“Job numbers are the real test for any government“ says Hughes
The government is crowing about a balanced budget but what they aren’t bragging about is how their efforts offer little hope to improve stagnant job numbers or some dismal economic indicators that show their balancing job for what it is – a temporary illusion. What you will hear a lot about – especially if you are watching playoff hockey games – are a few boutique tax credits that sound family friendly enough, but won’t make much of a difference to many people who don’t have a nice little nest-egg to begin with.
What the government is definitely not bragging about are the worst GDP growth numbers for Canada since 1930, which was near the outset of the great depression. What that means is that we are not producing all that much in Canada which is reflected in other negative numbers as well.
Another among those negative numbers is the worst trade deficit in Canadian history. This is after the Conservatives signing-spree for a record number of trade agreements that – according to government spin- were supposed to bring trade to record levels. Who knew they were chasing a negative record?

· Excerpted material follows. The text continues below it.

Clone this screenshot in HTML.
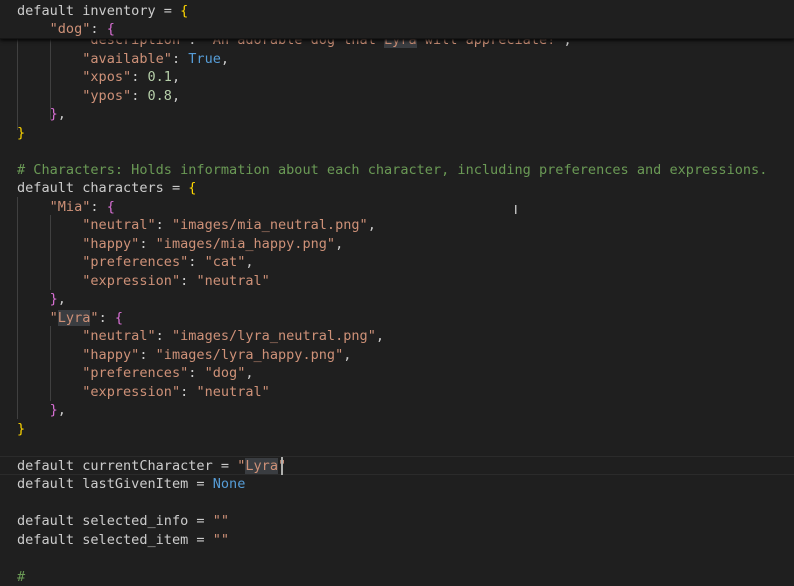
<!DOCTYPE html>
<html><head><meta charset="utf-8"><style>
body{margin:0;width:794px;height:575px;overflow:hidden;background:#1f1f1f;font-family:"DejaVu Sans Mono","Liberation Mono",monospace;font-size:13.55px;color:#cccccc;position:relative}
.code{position:absolute;left:17px;top:-5.8px;margin:0;white-space:pre;font:inherit;line-height:18.5px}
.s{color:#ce9178}.n{color:#b5cea8}.k{color:#569cd6}.c{color:#6a9955}.y{color:#ffd700}.p{color:#da70d6}
.h{background:#3a3d41}
.g{position:absolute;width:1px;background:#404040}
.sticky{position:absolute;left:0;top:0;width:794px;height:38px;background:#1f1f1f;box-shadow:0 2px 3px #0a0a0a;border-bottom:1px solid #151515}
.sticky pre{position:absolute;left:17px;top:1.5px;margin:0;font:inherit;line-height:18.5px;white-space:pre}
.cl{position:absolute;left:0;top:456px;width:794px;height:17px;border-top:1px solid #2b2b2b;border-bottom:1px solid #2b2b2b}
.cur{position:absolute;left:281px;top:457px;width:1.5px;height:18px;background:#aeafad}
</style></head><body>
<div class="g" style="left:17px;top:38px;height:92px"></div>
<div class="g" style="left:50px;top:38px;height:82px"></div>
<div class="g" style="left:17px;top:197px;height:222px"></div>
<div class="g" style="left:50px;top:215px;height:75px"></div>
<div class="g" style="left:50px;top:326px;height:75px"></div>
<div class="cl"></div>
<pre class="code">default inventory = <span class="y">{</span>
    <span class="s">"dog"</span>: <span class="p">{</span>
        <span class="s">"description"</span>: <span class="s">"An adorable dog that <span class="h">Lyra</span> will appreciate!"</span>,
        <span class="s">"available"</span>: <span class="k">True</span>,
        <span class="s">"xpos"</span>: <span class="n">0.1</span>,
        <span class="s">"ypos"</span>: <span class="n">0.8</span>,
    <span class="p">}</span>,
<span class="y">}</span>

<span class="c"># Characters: Holds information about each character, including preferences and expressions.</span>
default characters = <span class="y">{</span>
    <span class="s">"Mia"</span>: <span class="p">{</span>
        <span class="s">"neutral"</span>: <span class="s">"images/mia_neutral.png"</span>,
        <span class="s">"happy"</span>: <span class="s">"images/mia_happy.png"</span>,
        <span class="s">"preferences"</span>: <span class="s">"cat"</span>,
        <span class="s">"expression"</span>: <span class="s">"neutral"</span>
    <span class="p">}</span>,
    <span class="s">"<span class="h">Lyra</span>"</span>: <span class="p">{</span>
        <span class="s">"neutral"</span>: <span class="s">"images/lyra_neutral.png"</span>,
        <span class="s">"happy"</span>: <span class="s">"images/lyra_happy.png"</span>,
        <span class="s">"preferences"</span>: <span class="s">"dog"</span>,
        <span class="s">"expression"</span>: <span class="s">"neutral"</span>
    <span class="p">}</span>,
<span class="y">}</span>

default currentCharacter = <span class="s">"<span class="h">Lyra</span>"</span>
default lastGivenItem = <span class="k">None</span>

default selected_info = <span class="s">""</span>
default selected_item = <span class="s">""</span>

<span class="c">#</span></pre>
<div class="cur"></div>
<div class="sticky"><pre>default inventory = <span class="y">{</span>
    <span class="s">"dog"</span>: <span class="p">{</span></pre></div>
<div style="position:absolute;left:514px;top:203px;color:#ddd;font-family:'DejaVu Sans',sans-serif;font-size:12px;line-height:14px">I</div>
</body></html>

Among the biggest problem the government refuses to address is the loss of good, middle class jobs in Canada. We shed 400,000 of those since the global economic crisis in 2008 and the purge continues. In fact, this week as we were debating the budget, news broke of job losses at Bombardier that will add another 1,750 jobs to the tally. At the same time we are adding lower-paying jobs that have little or nothing in the way of pensions and benefits and in no way replace those solid jobs we lost – but the government has no plan to get out of this cycle either.
What they do have a plan for is Employment Insurance. What they plan to do with that is to tax those who are still working by way of higher-than-necessary premiums that will help to create a balanced budget and pay for boutique tax credits. Put another way, employers and employees across Canada will be subsidizing wealthy individuals who are about the only ones able to take meaningful advantage of the new income splitting scheme in the budget.
It should be noted that the Conservatives learned this trick from the Liberals who balanced budgets with raids on Employment Insurance and Public Service Pensions. However, just because another party did it, does not make it acceptable. Any way you look at this, the higher EI premiums that are being used for things outside that program, amount to a tax on having a job or paying an employee – nothing less and nothing more. That pretty much blows a gigantic hole through the Conservative’s low-tax bedtime stories that they like to tell Canadians.
What we need to be concerned with in a much bigger way is the seemingly permanent problem of youth un-and-underemployment. In Northern Ontario we watched for decades now as our children leave to find suitable employment. Now leaving to a city is no guarantee either. Jobs have become more part-time, temporary, and low waged which is a reflection of the priorities of this government and young people have never really made it on their list. If we don’t move to repair the employment problems that plague young people we are at risk of making our job problems permanent. The government hasn’t been bragging about their record on that front – just a budget that will be balanced for as long as it takes to hold an election.